Scan the lines below for the string "this" and report how many lines contain it, giving only the number.

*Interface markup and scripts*
⟨
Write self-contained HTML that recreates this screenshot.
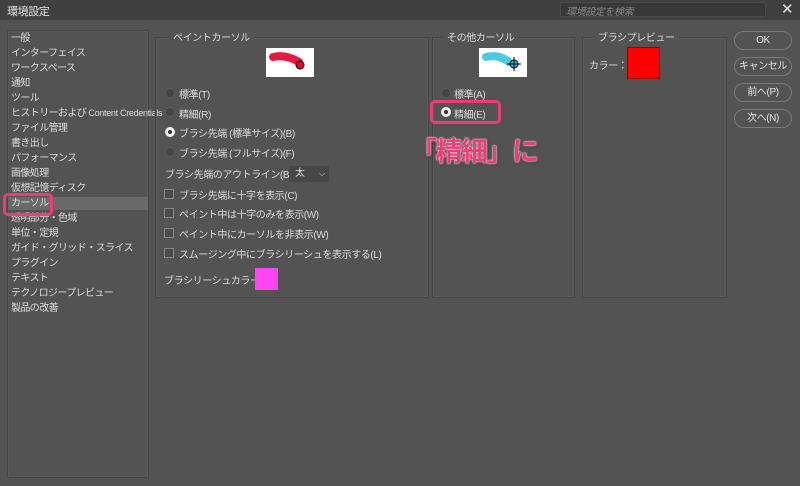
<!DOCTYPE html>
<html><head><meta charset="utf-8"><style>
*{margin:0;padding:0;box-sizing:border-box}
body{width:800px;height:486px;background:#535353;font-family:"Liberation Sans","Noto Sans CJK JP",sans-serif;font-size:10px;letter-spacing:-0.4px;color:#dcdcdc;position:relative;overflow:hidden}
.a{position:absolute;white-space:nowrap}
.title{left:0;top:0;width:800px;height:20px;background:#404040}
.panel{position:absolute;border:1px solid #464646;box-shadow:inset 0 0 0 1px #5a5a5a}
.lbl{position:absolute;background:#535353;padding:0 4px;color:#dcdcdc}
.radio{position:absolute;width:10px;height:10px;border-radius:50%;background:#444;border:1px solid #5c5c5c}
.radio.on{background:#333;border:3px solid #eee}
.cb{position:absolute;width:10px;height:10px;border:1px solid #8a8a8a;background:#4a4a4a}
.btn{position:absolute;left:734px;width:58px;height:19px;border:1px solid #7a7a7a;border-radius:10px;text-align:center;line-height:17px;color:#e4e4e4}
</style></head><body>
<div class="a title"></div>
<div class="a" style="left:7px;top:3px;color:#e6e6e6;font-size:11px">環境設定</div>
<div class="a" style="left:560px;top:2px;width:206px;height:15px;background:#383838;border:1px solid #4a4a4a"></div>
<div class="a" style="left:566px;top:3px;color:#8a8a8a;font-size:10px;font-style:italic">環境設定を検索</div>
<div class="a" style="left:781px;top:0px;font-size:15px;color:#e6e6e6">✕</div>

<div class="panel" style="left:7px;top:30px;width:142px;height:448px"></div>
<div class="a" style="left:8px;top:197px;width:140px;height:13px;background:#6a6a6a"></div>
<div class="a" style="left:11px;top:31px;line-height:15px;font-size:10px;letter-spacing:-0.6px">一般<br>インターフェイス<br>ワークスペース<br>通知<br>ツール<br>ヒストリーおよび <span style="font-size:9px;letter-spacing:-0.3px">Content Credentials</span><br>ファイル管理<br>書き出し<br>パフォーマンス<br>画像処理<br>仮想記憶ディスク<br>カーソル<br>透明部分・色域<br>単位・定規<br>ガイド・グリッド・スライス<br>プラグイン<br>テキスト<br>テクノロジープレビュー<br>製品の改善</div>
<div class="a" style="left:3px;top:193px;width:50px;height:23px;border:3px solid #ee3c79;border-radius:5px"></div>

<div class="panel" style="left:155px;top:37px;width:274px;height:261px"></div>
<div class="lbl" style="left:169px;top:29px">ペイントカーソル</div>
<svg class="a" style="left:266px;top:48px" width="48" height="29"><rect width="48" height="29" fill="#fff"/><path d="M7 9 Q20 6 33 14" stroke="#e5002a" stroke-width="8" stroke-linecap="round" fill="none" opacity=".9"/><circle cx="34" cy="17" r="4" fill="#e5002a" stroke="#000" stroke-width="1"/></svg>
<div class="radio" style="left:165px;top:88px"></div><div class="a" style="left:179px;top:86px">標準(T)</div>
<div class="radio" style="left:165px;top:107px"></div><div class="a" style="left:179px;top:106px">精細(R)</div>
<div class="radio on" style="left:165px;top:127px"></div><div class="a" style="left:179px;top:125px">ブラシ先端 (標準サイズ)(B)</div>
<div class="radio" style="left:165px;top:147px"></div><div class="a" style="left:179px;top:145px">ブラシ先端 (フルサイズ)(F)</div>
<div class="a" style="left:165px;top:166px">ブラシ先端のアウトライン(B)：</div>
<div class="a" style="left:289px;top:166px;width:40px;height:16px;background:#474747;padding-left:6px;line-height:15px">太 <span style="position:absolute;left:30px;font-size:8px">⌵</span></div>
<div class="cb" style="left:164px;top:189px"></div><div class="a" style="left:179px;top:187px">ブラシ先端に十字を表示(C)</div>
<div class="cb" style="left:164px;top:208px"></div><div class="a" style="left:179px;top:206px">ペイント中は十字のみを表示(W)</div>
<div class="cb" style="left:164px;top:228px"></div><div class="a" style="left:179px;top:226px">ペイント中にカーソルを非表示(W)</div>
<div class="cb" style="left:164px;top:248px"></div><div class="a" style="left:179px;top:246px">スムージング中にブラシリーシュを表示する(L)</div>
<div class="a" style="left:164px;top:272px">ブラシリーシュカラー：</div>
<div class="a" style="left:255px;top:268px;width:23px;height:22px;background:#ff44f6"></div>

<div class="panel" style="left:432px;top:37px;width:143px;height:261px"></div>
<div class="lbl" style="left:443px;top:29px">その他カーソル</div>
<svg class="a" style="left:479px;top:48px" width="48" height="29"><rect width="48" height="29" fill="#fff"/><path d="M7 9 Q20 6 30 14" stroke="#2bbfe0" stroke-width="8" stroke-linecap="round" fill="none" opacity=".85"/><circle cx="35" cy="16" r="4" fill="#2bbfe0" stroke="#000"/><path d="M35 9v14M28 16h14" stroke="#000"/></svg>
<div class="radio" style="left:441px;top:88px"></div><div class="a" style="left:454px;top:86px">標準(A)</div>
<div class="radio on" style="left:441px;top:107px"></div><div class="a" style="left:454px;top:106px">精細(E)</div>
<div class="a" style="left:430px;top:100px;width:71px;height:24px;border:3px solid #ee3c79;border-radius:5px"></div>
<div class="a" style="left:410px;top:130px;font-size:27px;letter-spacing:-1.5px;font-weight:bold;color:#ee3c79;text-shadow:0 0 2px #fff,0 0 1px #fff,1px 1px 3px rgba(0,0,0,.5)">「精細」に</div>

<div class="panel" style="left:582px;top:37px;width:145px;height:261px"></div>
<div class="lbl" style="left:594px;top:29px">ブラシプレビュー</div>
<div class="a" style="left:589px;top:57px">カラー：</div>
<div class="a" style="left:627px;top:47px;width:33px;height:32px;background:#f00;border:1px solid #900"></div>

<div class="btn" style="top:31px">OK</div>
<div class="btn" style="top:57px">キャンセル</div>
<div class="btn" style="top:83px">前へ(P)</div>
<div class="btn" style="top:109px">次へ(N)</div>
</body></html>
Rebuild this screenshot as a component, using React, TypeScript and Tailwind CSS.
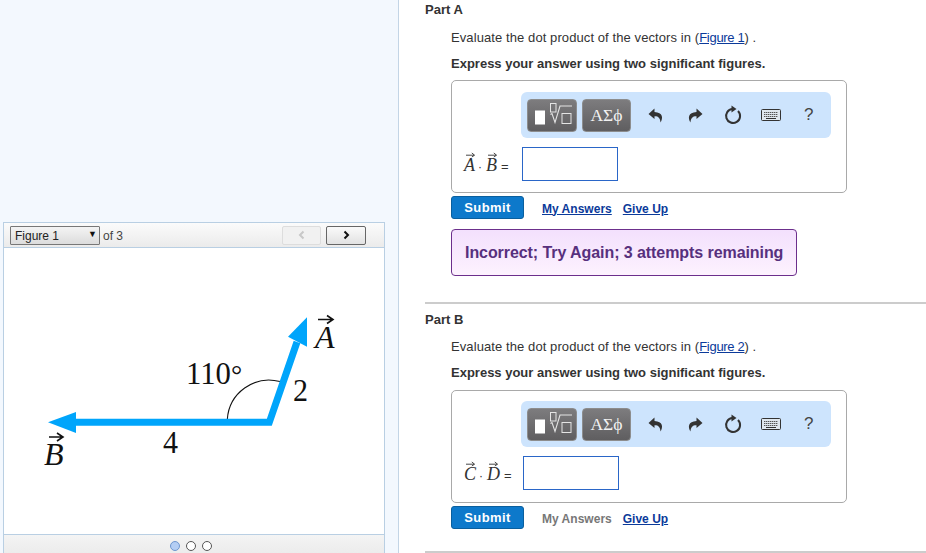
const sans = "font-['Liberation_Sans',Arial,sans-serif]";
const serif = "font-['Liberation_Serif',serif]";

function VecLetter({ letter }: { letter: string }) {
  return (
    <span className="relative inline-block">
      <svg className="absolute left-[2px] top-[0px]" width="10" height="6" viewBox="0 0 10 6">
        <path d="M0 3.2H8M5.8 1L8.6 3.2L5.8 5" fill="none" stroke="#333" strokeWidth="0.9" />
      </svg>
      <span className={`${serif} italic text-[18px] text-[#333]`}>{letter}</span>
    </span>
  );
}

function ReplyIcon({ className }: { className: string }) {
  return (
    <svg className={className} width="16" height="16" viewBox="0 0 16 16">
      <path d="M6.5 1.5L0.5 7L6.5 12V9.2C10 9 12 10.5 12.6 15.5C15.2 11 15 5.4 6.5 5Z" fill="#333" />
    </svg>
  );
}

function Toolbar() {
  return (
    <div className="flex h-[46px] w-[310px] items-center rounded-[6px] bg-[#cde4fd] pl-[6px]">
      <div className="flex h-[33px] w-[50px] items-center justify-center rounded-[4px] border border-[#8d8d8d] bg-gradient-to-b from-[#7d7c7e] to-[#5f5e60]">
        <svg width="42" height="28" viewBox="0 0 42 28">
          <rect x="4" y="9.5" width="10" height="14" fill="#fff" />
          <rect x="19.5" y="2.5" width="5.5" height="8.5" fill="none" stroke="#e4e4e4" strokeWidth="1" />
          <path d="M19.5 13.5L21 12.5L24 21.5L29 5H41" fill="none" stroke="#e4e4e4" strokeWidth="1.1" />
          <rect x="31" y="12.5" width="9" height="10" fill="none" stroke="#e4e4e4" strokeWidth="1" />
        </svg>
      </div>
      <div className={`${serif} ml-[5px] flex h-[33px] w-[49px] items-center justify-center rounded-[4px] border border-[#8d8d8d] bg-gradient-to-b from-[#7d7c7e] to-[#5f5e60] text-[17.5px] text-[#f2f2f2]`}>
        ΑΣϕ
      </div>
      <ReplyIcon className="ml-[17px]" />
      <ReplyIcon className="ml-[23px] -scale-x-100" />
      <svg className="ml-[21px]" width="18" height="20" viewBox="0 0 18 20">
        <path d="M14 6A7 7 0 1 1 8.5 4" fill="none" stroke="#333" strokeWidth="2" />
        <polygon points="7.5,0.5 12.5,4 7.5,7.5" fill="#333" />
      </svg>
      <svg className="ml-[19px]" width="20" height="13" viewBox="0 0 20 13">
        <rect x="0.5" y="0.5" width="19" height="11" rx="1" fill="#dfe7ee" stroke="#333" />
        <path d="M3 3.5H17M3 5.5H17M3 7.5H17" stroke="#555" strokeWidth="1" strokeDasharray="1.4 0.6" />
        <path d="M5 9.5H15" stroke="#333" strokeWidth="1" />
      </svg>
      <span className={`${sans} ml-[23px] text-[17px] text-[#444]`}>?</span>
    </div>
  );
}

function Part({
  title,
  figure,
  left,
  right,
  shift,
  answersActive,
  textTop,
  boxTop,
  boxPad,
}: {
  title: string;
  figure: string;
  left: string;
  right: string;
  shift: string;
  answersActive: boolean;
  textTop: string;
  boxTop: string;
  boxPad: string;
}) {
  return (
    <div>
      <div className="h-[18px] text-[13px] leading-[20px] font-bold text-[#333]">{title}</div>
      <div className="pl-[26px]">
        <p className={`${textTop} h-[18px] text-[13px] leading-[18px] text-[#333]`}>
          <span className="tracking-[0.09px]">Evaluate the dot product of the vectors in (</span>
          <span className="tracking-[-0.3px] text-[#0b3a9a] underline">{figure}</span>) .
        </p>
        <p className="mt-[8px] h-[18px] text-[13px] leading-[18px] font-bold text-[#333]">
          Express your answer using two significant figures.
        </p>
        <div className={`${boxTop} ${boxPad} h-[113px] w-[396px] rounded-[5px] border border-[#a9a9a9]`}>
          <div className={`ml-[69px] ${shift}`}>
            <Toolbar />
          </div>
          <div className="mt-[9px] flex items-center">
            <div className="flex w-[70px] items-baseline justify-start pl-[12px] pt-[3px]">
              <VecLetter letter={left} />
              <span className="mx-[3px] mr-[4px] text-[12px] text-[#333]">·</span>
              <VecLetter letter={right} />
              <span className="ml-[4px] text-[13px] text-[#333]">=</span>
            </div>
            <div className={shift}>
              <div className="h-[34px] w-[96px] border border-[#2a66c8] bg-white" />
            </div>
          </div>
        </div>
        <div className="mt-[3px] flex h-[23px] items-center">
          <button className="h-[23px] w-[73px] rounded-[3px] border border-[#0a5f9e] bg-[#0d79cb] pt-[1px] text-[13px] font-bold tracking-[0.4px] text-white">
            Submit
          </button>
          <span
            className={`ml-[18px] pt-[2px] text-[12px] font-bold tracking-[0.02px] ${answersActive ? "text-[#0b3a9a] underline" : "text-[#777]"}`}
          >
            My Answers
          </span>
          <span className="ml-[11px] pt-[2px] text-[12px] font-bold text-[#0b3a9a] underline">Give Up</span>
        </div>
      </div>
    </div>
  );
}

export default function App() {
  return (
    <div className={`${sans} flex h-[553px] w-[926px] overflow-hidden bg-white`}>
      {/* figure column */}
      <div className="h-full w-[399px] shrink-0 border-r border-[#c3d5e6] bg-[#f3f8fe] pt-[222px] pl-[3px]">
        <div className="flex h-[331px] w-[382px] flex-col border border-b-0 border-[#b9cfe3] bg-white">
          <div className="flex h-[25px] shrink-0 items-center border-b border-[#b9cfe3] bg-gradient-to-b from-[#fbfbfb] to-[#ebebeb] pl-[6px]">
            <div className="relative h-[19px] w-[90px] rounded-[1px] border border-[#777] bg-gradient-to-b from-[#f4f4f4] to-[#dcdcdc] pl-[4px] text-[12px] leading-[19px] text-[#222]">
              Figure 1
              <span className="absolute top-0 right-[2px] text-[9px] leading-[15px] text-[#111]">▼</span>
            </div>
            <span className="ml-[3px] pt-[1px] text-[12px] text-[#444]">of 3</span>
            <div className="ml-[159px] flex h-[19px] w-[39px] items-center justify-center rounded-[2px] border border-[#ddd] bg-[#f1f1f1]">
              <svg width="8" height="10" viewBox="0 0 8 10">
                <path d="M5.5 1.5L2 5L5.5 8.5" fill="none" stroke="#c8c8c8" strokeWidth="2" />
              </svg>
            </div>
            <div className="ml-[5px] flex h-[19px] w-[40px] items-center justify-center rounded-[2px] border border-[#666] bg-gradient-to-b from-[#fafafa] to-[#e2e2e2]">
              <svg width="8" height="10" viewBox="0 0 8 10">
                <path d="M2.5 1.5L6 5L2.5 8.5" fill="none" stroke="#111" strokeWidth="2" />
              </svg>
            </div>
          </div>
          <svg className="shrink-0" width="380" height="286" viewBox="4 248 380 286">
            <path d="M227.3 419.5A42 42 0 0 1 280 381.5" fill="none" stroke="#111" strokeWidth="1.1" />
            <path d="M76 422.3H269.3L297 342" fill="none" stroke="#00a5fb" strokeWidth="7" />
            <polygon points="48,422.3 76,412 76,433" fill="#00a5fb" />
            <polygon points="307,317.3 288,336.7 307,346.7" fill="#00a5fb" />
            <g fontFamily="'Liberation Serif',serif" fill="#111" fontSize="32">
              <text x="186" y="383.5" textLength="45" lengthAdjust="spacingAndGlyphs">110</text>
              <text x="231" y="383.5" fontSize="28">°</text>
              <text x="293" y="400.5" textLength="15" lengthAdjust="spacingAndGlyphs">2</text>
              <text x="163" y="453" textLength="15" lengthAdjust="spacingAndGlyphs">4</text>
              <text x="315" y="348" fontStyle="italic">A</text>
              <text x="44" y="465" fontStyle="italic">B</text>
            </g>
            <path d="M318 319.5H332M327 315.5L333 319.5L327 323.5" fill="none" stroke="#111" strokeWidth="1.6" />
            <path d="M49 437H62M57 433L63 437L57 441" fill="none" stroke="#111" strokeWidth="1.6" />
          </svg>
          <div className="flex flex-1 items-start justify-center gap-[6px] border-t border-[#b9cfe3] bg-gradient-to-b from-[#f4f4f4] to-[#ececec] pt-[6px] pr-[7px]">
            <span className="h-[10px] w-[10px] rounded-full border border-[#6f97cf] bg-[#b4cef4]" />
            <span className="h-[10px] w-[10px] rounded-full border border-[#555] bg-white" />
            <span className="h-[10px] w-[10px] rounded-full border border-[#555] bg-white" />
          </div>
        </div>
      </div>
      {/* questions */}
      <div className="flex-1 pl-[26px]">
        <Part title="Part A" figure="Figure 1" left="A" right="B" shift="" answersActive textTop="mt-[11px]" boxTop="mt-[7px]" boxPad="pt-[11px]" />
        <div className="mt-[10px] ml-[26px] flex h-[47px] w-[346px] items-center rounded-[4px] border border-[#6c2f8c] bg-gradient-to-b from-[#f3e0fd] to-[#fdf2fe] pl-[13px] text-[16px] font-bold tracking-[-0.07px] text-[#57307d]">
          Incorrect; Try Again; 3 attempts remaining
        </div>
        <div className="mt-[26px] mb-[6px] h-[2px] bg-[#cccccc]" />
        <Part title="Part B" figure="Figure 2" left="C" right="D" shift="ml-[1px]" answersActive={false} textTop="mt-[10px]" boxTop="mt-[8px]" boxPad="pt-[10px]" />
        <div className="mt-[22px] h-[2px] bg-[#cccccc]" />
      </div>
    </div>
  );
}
⟩
*Finished task*
2